NTU to partner leading companies
The new research centre has already attracted an additional S$41 million in funds from industry and various government agencies.
NTU Chief of Staff and Vice President of Research Prof Lam Khin Yong signed four new research collaboration agreements with ST Engineering, Keppel Offshore & Marine Technology Centre (KOMtech), Sembcorp Design and Construction and Emerson Process Management, a world leading automation provider.
“3D technology is set to revolutionise lives. The centre will focus for a start on the construction, maritime and aerospace sectors which are projected to be growth areas for Singapore’s economy,” said Prof Lam.

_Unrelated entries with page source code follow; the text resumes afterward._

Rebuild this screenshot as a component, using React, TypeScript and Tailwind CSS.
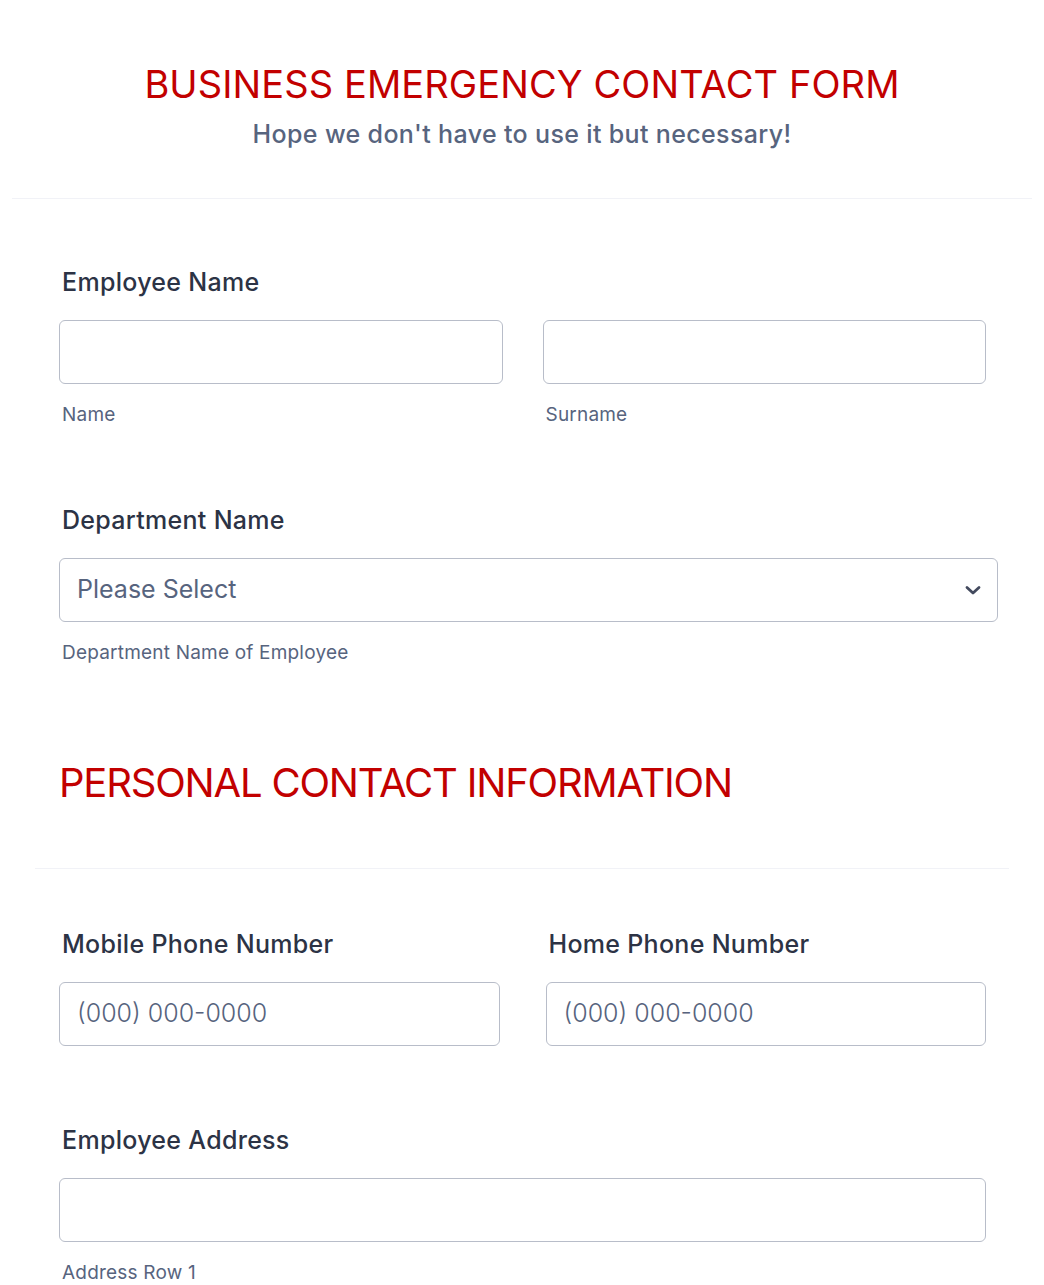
import React from "react";

const font = { fontFamily: "Inter, 'Noto Sans', sans-serif" };

function TextBox({ className = "", placeholder }: { className?: string; placeholder?: string }) {
  return (
    <div
      className={`h-[64px] rounded-[6px] border border-[#b8bdc9] bg-white flex items-center px-[17px] text-[25px] font-light text-[#57647e] ${className}`}
    >
      {placeholder}
    </div>
  );
}

function Label({ children }: { children: React.ReactNode }) {
  return (
    <div className="text-[25px] font-medium text-[#2c3345] leading-none pl-[3px] tracking-[0.3px]">{children}</div>
  );
}

function Sub({ children }: { children: React.ReactNode }) {
  return (
    <div className="text-[19px] text-[#57647e] leading-none pl-[3px] mt-[21px] tracking-[0.2px]">{children}</div>
  );
}

export default function App() {
  return (
    <div className="w-[1044px] h-[1285px] bg-white overflow-hidden" style={font}>
      {/* header */}
      <div className="pt-[65px] flex flex-col items-center">
        <h1 className="text-[38px] leading-none text-[#c20000] tracking-[0.1px]">BUSINESS EMERGENCY CONTACT FORM</h1>
        <p className="mt-[19px] text-[25px] leading-none text-[#57647e] font-medium tracking-[0.35px]">
          Hope we don't have to use it but necessary!
        </p>
      </div>
      <div className="mx-[12px] mt-[51px] h-px bg-[#f1f2f7]" />

      <div className="px-[59px]">
        {/* employee name */}
        <div className="mt-[71px]">
          <Label>Employee Name</Label>
          <div className="mt-[25px] flex gap-[40px] w-[927px]">
            <div className="flex-1">
              <TextBox />
              <Sub>Name</Sub>
            </div>
            <div className="flex-1">
              <TextBox />
              <Sub>Surname</Sub>
            </div>
          </div>
        </div>

        {/* department */}
        <div className="mt-[84px]">
          <Label>Department Name</Label>
          <div className="mt-[25px] w-[939px] h-[64px] rounded-[6px] border border-[#b8bdc9] flex items-center justify-between px-[17px] pr-[15px]">
            <span className="text-[25px] text-[#57647e]">Please Select</span>
            <svg width="18" height="12" viewBox="0 0 18 12" fill="none">
              <path d="M3 3.5 L9 9 L15 3.5" stroke="#434a5e" strokeWidth="2.8" strokeLinecap="round" strokeLinejoin="round" />
            </svg>
          </div>
          <Sub>Department Name of Employee</Sub>
        </div>

        {/* personal contact section */}
        <h2 className="mt-[101px] text-[40px] leading-none text-[#c20000] tracking-[-1.2px]">PERSONAL CONTACT INFORMATION</h2>
      </div>
      <div className="mx-[35px] mt-[65px] h-px bg-[#f1f2f7]" />

      <div className="px-[59px]">
        <div className="mt-[63px] flex gap-[46px] w-[927px]">
          <div className="flex-1">
            <Label>Mobile Phone Number</Label>
            <TextBox className="mt-[25px]" placeholder="(000) 000-0000" />
          </div>
          <div className="flex-1">
            <Label>Home Phone Number</Label>
            <TextBox className="mt-[25px]" placeholder="(000) 000-0000" />
          </div>
        </div>

        <div className="mt-[82px]">
          <Label>Employee Address</Label>
          <TextBox className="mt-[25px] w-[927px]" />
          <Sub>Address Row 1</Sub>
        </div>
      </div>
    </div>
  );
}
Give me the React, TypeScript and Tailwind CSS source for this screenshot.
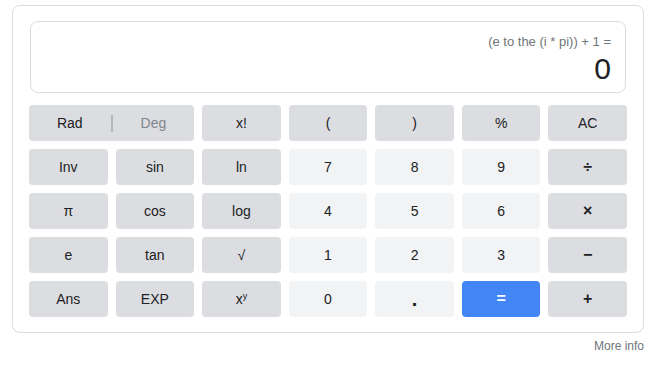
import type { ReactNode } from 'react'

type Key = {
  label: ReactNode
  tone: 'op' | 'num' | 'eq'
  bold?: boolean
}

const toneClass = {
  op: 'bg-[#dcdde1] text-[#202124]',
  num: 'bg-[#f1f3f4] text-[#202124]',
  eq: 'bg-[#4285f4] text-white',
}

const rows: Key[][] = [
  [
    { label: 'x!', tone: 'op' },
    { label: '(', tone: 'op' },
    { label: ')', tone: 'op' },
    { label: '%', tone: 'op' },
    { label: 'AC', tone: 'op' },
  ],
  [
    { label: 'Inv', tone: 'op' },
    { label: 'sin', tone: 'op' },
    { label: 'ln', tone: 'op' },
    { label: '7', tone: 'num' },
    { label: '8', tone: 'num' },
    { label: '9', tone: 'num' },
    { label: '÷', tone: 'op', bold: true },
  ],
  [
    { label: 'π', tone: 'op' },
    { label: 'cos', tone: 'op' },
    { label: 'log', tone: 'op' },
    { label: '4', tone: 'num' },
    { label: '5', tone: 'num' },
    { label: '6', tone: 'num' },
    { label: '×', tone: 'op', bold: true },
  ],
  [
    { label: 'e', tone: 'op' },
    { label: 'tan', tone: 'op' },
    { label: '√', tone: 'op' },
    { label: '1', tone: 'num' },
    { label: '2', tone: 'num' },
    { label: '3', tone: 'num' },
    { label: '−', tone: 'op', bold: true },
  ],
  [
    { label: 'Ans', tone: 'op' },
    { label: 'EXP', tone: 'op' },
    {
      label: (
        <span>
          x<sup className="text-[9px] top-[-0.5em]">y</sup>
        </span>
      ),
      tone: 'op',
    },
    { label: '0', tone: 'num' },
    { label: <span className="text-[20px] leading-none font-bold">.</span>, tone: 'num' },
    { label: '=', tone: 'eq', bold: true },
    { label: '+', tone: 'op', bold: true },
  ],
]

function CalcKey({ k }: { k: Key }) {
  return (
    <button
      className={`h-9 rounded-[4px] text-[14px] flex items-center justify-center ${toneClass[k.tone]} ${k.bold ? 'font-bold text-[16px]' : ''}`}
    >
      {k.label}
    </button>
  )
}

export default function App() {
  return (
    <div className="bg-white w-[654px] h-[374px] font-['Liberation_Sans',Arial,sans-serif]">
      <div className="ml-[12px] pt-[5px] w-[632px]">
        <div className="rounded-lg border border-[#dadce0] px-4 pt-[15px] pb-[15px]">
          <div className="mx-px h-[72px] rounded-lg border border-[#dadce0] px-[14px] pt-[11px] text-right">
            <div className="text-[13px] leading-[18px] text-[#70757a]">(e to the (i * pi)) + 1 =</div>
            <div className="text-[30px] leading-[36px] text-[#202124] font-light">0</div>
          </div>

          <div className="mt-[12px] grid grid-cols-7 gap-x-2 gap-y-2">
            <button className="col-span-2 h-9 rounded-[4px] bg-[#dcdde1] text-[14px] flex items-center">
              <span className="flex-1 text-center text-[#202124]">Rad</span>
              <span className="h-[17px] w-[2px] bg-[#b4b6ba]" />
              <span className="flex-1 text-center text-[#80868b]">Deg</span>
            </button>
            {rows.flat().map((k, i) => (
              <CalcKey key={i} k={k} />
            ))}
          </div>
        </div>
        <div className="mt-[4px] text-right text-[12px] text-[#70757a]">More info</div>
      </div>
    </div>
  )
}
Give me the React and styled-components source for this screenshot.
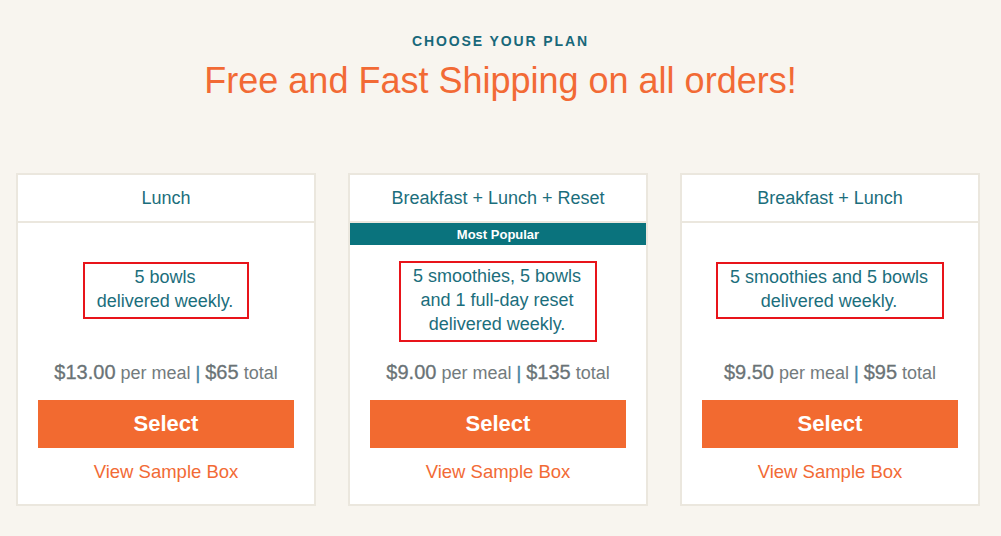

NTU’s partnership with Emerson Process Management will see the creation of a joint laboratory and an additive manufacturing centre at their Singapore facility. There will be two joint research projects focused on using 3D printing methods to design and produce complex engineering parts.
Mr John Wilson, Vice President and General Manager of Emerson Process Management Asia Pacific said, “We are excited to have the opportunity to work with NTU, a top leading global university that has advanced research capabilities.”
“For over 135 years, Emerson has provided customers worldwide with Fisher™ control valve solutions for the process industries. Partnering NTU will give Emerson access to the talents and resources to advance both our new product development and manufacturing technologies. Additive manufacturing can provide new design possibilities that can be produced more economically and much faster than ever before,” said Mr Wilson, who oversees Fisher valves and Bettis™ actuators in Emerson Process Management Asia Pacific.
Scientists at the NTU centre are working on several new developments in construction including a new way to 3D print customised concrete structures for buildings, such as rooms, beams and pillars. This process is expected to be more cost effective and environmentally friendly than current casting methods.
Conventionally, concrete structures are made by casting – a process where wet concrete is poured into a specially made mould, before it dries and forms the desired object. Now, concrete parts in multiple shapes and sizes can be 3D printed by uploading the design blueprints on to the 3D printer.
Wet concrete is then printed out layer by layer to form the desired items. The operator can move on to another design without the need to construct costly individual moulds.
Another research project that the new centre is working on is to automate the production of a fibre-reinforced construction material where concrete is sprayed into a surface with supporting wire mesh. The new process will allow for new advanced materials to be combined with concrete to make stronger walls.
NTU showcases the future in 3D printing
As part of the centre’s launch, NTU is also hosting the 2nd International Conference on Progress in Additive Manufacturing. The three-day conference will see more than 150 researchers and commercial market leaders from all over the world share their latest breakthroughs in the field of additive manufacturing.
In addition, NTU organised for the fourth year the Singapore International 3D Printing Competition with good participation from nine countries. This year, there are two competitions under the theme, wearables – eyewear and footwear.
The student winners in the footwear theme in the open, tertiary and school categories were a team from the University of New York at Buffalo, USA; a team from Singapore’s Republic Polytechnic and a student from Raffles Institution.
For the eyewear competition, the winners were Biz Eyes, an eyewear design studio; an NTU undergraduate team, and five students from Nan Hua High School.
The winners received their prizes today at the launch — with top prize of S$10,000 for the open category, and $5,000 for tertiary and school categories.